By James Mackenzie and Alasdair Pal

(Reuters) – The Taliban has surrounded the only remaining province opposing its rule, a senior leader said on Wednesday urging rebels to negotiate a solution with the group.

Since the fall of Kabul on August 15, the mountainous Panjshir has been the only province to withstand the Islamist group, although there have also been fighting in the adjacent Baghlan province between the Taliban and local militia forces.

Under the leadership of Ahmad Massoud, son of a former Mujahideen commander, thousands of members of local militias and remnants of army and special forces units have withstood the Taliban.

In a recorded speech to Afghans in Panjshir, senior Taliban leader Amir Khan Motaqi called on the rebels to lay down their arms.

“The Islamic Emirate of Afghanistan is home to all Afghans,” he said.

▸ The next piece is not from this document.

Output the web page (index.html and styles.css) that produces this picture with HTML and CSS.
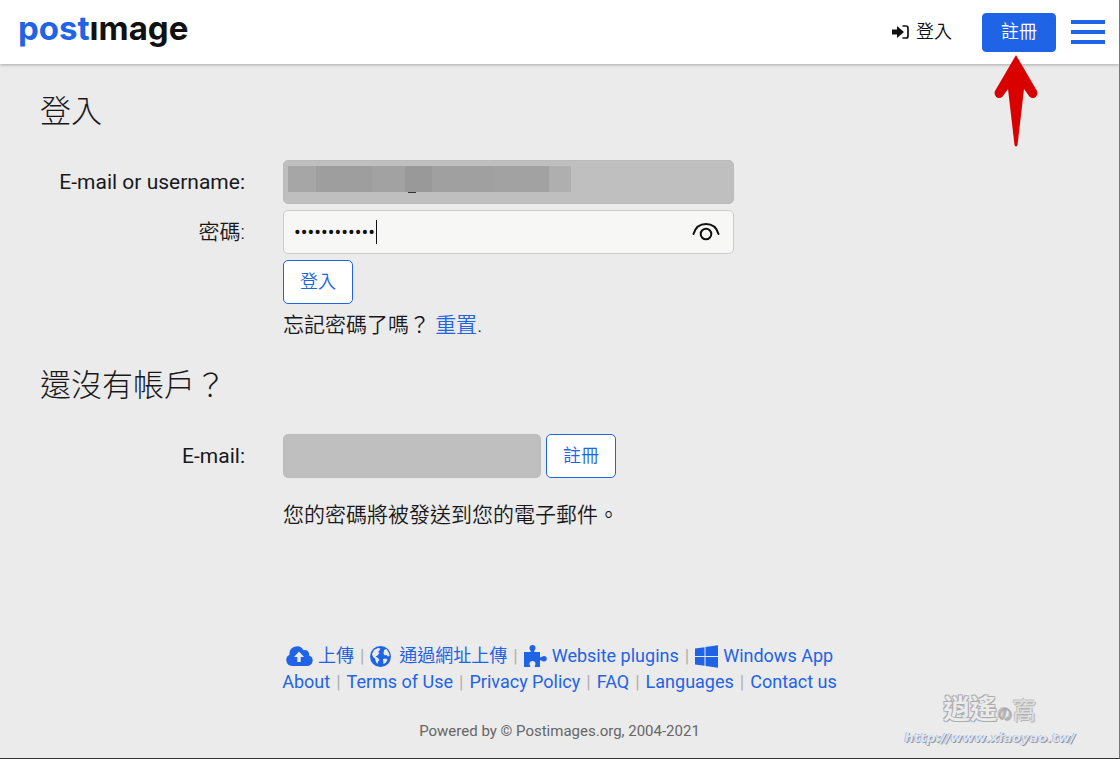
FILE: index.html
```
<!DOCTYPE html>
<html lang="zh-TW">
<head>
  <meta charset="UTF-8">
  <meta name="viewport" content="width=device-width, initial-scale=1">
  <title>登入 - Postimages</title>
  <link rel="stylesheet" href="styles.css">
</head>
<body>

  <header class="topbar">
    <a class="logo" href="#"><span>post</span>ımage</a>
    <nav class="top-nav">
      <a class="nav-login" href="#">
        <svg width="17" height="14" viewBox="0 0 17 14">
          <path d="M0 4.500h5V1l7 6-7 6V9.500H0z" fill="#111"/>
          <path d="M10.500 1H14a2 2 0 0 1 2 2v8a2 2 0 0 1-2 2h-3.500" fill="none" stroke="#111" stroke-width="1.700"/>
        </svg>
        登入
      </a>
      <div class="signup">
        <button class="btn btn-primary" type="button">註冊</button>
        <svg class="arrow" width="46" height="92" viewBox="0 0 46 92">
          <path d="M23 0L44 36C46 41 40 46 36 41L31 34L24.500 90Q23 93 21.500 90L15 34L10 41C6 46 0 41 2 36Z" fill="#d90000"/>
        </svg>
      </div>
      <button class="menu" type="button" aria-label="Menu">
        <span></span><span></span><span></span>
      </button>
    </nav>
  </header>

  <main>
    <h2>登入</h2>
    <form class="form">
      <label for="login">E-mail or username:</label>
      <div class="field">
        <input class="gray" type="text" id="login">
        <div class="mask"></div>
      </div>

      <label for="password">密碼:</label>
      <div class="field">
        <input type="password" id="password" value="abcdefghijkl">
        <span class="caret"></span>
        <button class="eye" type="button" aria-label="Show password">
          <svg width="28" height="20" viewBox="0 0 28 20" fill="none" stroke="#111" stroke-width="2" stroke-linecap="round">
            <path d="M1.500 12C3.500 5 8 2 14 2s10.500 3 12.500 10"/>
            <circle cx="14" cy="12" r="5.300"/>
          </svg>
        </button>
      </div>

      <div class="wide"><button class="btn" type="submit">登入</button></div>
      <p class="wide">忘記密碼了嗎？ <a href="#">重置</a>.</p>
    </form>

    <h2>還沒有帳戶？</h2>
    <form class="form">
      <label for="email">E-mail:</label>
      <div class="inline">
        <input class="gray short" type="email" id="email">
        <button class="btn" type="submit">註冊</button>
      </div>
      <p class="wide note">您的密碼將被發送到您的電子郵件。</p>
    </form>
  </main>

  <footer>
    <div class="links">
      <a href="#">
        <svg width="27" height="20" viewBox="0 0 27 20">
          <path d="M6 20a6 6 0 0 1-2.500-11.300A7.500 7.500 0 0 1 17.500 4.200a4.300 4.300 0 0 1 5.500 5.300A5.400 5.400 0 0 1 21.500 20z" fill="#1f63e6"/>
          <path d="M13 5.500l5 5.500h-3.300v5h-3.400v-5H8z" fill="#ebebeb"/>
        </svg>
        上傳</a>
      <i>|</i>
      <a href="#" class="url">
        <svg width="21" height="21" viewBox="0 0 21 21">
          <circle cx="10.500" cy="10.500" r="10.500" fill="#1f63e6"/>
          <path d="M2 8l2-4 4-2 2.500.5-1 2L8 6l1.500 1-2 2.500-2 1 2.500 1.500 1.500 2-1.500 1.500-.5 2.500L6 16l-1-3.500L3 11zM14 4l2.500-1L19 7l.5 3-1.500.5L16.500 9 15 9.500 13.500 8zM13 13l3-.5 1.500 1.500-2 3-2 1z" fill="#ebebeb"/>
        </svg>
        通過網址上傳</a>
      <i>|</i>
      <a href="#">
        <svg width="23" height="22" viewBox="0 0 23 22">
          <path d="M0 7h6.500c1-1-1-2-1-4a3 3 0 0 1 6 0c0 2-2 3-1 4H16v5c1 1 2-1 4-1a2.500 2.500 0 0 1 0 5.500c-2 0-3-2-4-1V22h-5c-1-1 .5-1.500.5-3a3 3 0 0 0-6 0c0 1.500 1.500 2 .5 3H0z" fill="#1f63e6"/>
        </svg>
        Website plugins</a>
      <i>|</i>
      <a href="#">
        <svg width="23" height="23" viewBox="0 0 23 23">
          <path d="M0 3.500l9.500-1.300V11H0zM10.500 2L23 .200V11H10.500zM0 12h9.500v8.800L0 19.500zM10.500 12H23v10.800L10.500 21z" fill="#1f63e6"/>
        </svg>
        Windows App</a>
    </div>
    <div class="links">
      <a href="#">About</a>
      <i>|</i>
      <a href="#">Terms of Use</a>
      <i>|</i>
      <a href="#">Privacy Policy</a>
      <i>|</i>
      <a href="#">FAQ</a>
      <i>|</i>
      <a href="#">Languages</a>
      <i>|</i>
      <a href="#">Contact us</a>
    </div>
    <p>Powered by © Postimages.org, 2004-2021</p>
  </footer>

  <div class="watermark">
    <div class="wm-name"><b>逍遙</b><small>の</small>窩</div>
    <div class="wm-url">http://www.xiaoyao.tw/</div>
  </div>

</body>
</html>
```
FILE: styles.css
```
* {
  box-sizing: border-box;
}

body {
  position: relative;
  margin: 0;
  min-height: 100vh;
  background: #ebebeb;
  border-right: 1px solid #777;
  border-bottom: 1px solid #333;
  color: #18181b;
  font-family: Roboto, "Noto Sans CJK TC", sans-serif;
  font-size: 21px;
  line-height: 30px;
}

a {
  color: #1f63e6;
  text-decoration: none;
}

h2, p {
  margin: 0;
}

/* top bar */
.topbar {
  display: flex;
  justify-content: space-between;
  align-items: center;
  height: 64px;
  padding: 0 14px 0 18px;
  background: #fff;
  box-shadow: 0 1px 3px #aaa;
}

.logo {
  padding-bottom: 9px;
  color: #111;
  font-family: Inter, sans-serif;
  font-size: 33px;
  font-weight: 700;
  line-height: 40px;
}

.logo span {
  color: #1f63e6;
}

.top-nav {
  display: flex;
  align-items: center;
}

.nav-login {
  display: flex;
  align-items: center;
  gap: 7px;
  margin-right: 30px;
  color: #111;
  font-size: 18px;
  font-weight: 350;
}

.signup {
  position: relative;
  margin-right: 15px;
}

.arrow {
  position: absolute;
  top: 42px;
  left: 11px;
}

.btn {
  height: 44px;
  padding: 0 16px 4px;
  background: #fff;
  border: 1px solid #1f63e6;
  border-radius: 5px;
  color: #1f63e6;
  font-family: inherit;
  font-size: 18px;
  font-weight: 350;
  cursor: pointer;
}

.btn-primary {
  display: block;
  height: 39px;
  padding: 0 18px 4px;
  background: #1f63e6;
  border-radius: 4px;
  color: #fff;
}

.menu {
  display: flex;
  flex-direction: column;
  gap: 6px;
  width: 34px;
  padding: 0;
  background: none;
  border: 0;
  cursor: pointer;
}

.menu span {
  height: 4px;
  background: #1f63e6;
}

/* forms */
main {
  padding: 28px 40px 0;
}

h2 {
  font-size: 31px;
  font-weight: 300;
  line-height: 40px;
}

.form {
  display: grid;
  grid-template-columns: 205px minmax(0, 451px);
  column-gap: 38px;
  row-gap: 6px;
  align-items: center;
  padding: 28px 0 26px;
  font-weight: 350;
}

.form label {
  text-align: right;
  font-weight: 400;
}

.form label[for="password"] {
  font-weight: 350;
}

.wide {
  grid-column: 2;
}

.wide .btn {
  display: block;
}

.note {
  margin-top: 16px;
}

.field {
  position: relative;
}

.inline {
  display: flex;
  gap: 5px;
}

input {
  display: block;
  width: 100%;
  height: 44px;
  padding: 0 10px;
  background: #f7f7f5;
  border: 1px solid #ccccd0;
  border-radius: 5px;
  color: #111;
  font-family: Roboto, sans-serif;
  font-size: 20px;
}

input.gray {
  background: #bfbfbf;
  border-color: #bbb;
}

input.short {
  width: 258px;
}

.mask {
  position: absolute;
  top: 6px;
  left: 5px;
  width: 283px;
  height: 26px;
  background: linear-gradient(to right, #a6a6a6 28px, #9e9e9e 28px 84px, #a2a2a2 84px 117px, #999 117px 144px, #a0a0a0 144px 205px, #a2a2a2 205px 261px, #afafaf 261px);
}

/* bottom of a letter below the mask */
.mask::after {
  content: "";
  position: absolute;
  top: 26px;
  left: 120px;
  width: 8px;
  height: 1px;
  background: #333;
}

.caret {
  position: absolute;
  top: 10px;
  left: 93px;
  width: 1px;
  height: 24px;
  background: #111;
}

.eye {
  position: absolute;
  top: 12px;
  right: 14px;
  padding: 0;
  background: none;
  border: 0;
  cursor: pointer;
}

.eye svg {
  display: block;
}

/* footer */
footer {
  padding: 87px 0 12px;
  text-align: center;
  font-size: 18px;
  line-height: 26px;
}

.links {
  display: flex;
  flex-wrap: wrap;
  justify-content: center;
  gap: 0 6px;
}

.links a {
  display: flex;
  align-items: center;
  gap: 5px;
}

.links .url {
  gap: 8px;
}

.links i {
  color: #b0b0b0;
  font-style: normal;
}

footer p {
  margin-top: 23px;
  color: #666;
  font-size: 15px;
}

/* watermark */
.watermark {
  position: absolute;
  right: 44px;
  bottom: 12px;
  color: #ddd;
  text-align: center;
}

.wm-name {
  font-size: 24px;
  line-height: 32px;
  text-shadow: 1px 1px #b5b5b5, -1px -1px #c4c4c4;
}

.wm-name b {
  color: #ebebeb;
  font-size: 27px;
  text-shadow: 1px 1px #aaa, -1px -1px #aaa, 1px -1px #b5b5b5, -1px 1px #a9bfe6;
}

.wm-name small {
  color: #aaa;
  font-size: 15px;
}

.wm-url {
  color: #dfe5f2;
  font-family: "DejaVu Sans", sans-serif;
  font-size: 13px;
  font-style: italic;
  font-weight: bold;
  line-height: 16px;
  text-shadow: 1px 1px #999, -1px 0 #a9bfe6;
}
```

The Taliban have declared amnesty for all Afghans who have worked with foreign forces over the past two decades, but crowds fearing reprisals have continued to flock to the borders in an attempt to flee the inland country.

Motaqi said the Taliban had made many efforts to negotiate with leaders of the opposition forces in Panjshir, “but unfortunately, unfortunately without any result”.

NO REASON TO FIGHT

Taliban forces are preparing around the four sides of the Panjshir Valley and there is no reason to fight, Motaqi said, adding that anti-Taliban forces should keep in mind that it had not been possible to defeat the Taliban itself with support from NATO and US forces.

“But we are still trying to ensure that there is no war and that the issue in Panjshir is resolved calmly and peacefully,” Motaqi said.

The statements came after at least seven Taliban fighters were killed in an attempt to move into the valley, according to two resistance leaders.

The Italian relief group said four dead and five wounded had been taken to its trauma hospital in Kabul from fighting around the Gulbahar area at the entrance to Panjshir.

A spokesman for Afghanistan’s National Resistance Front, which groups forces in the Panjshir Valley, said on Wednesday that Taliban forces had launched an offensive two days ago and had attacked in three or four different areas but had so far been pushed back.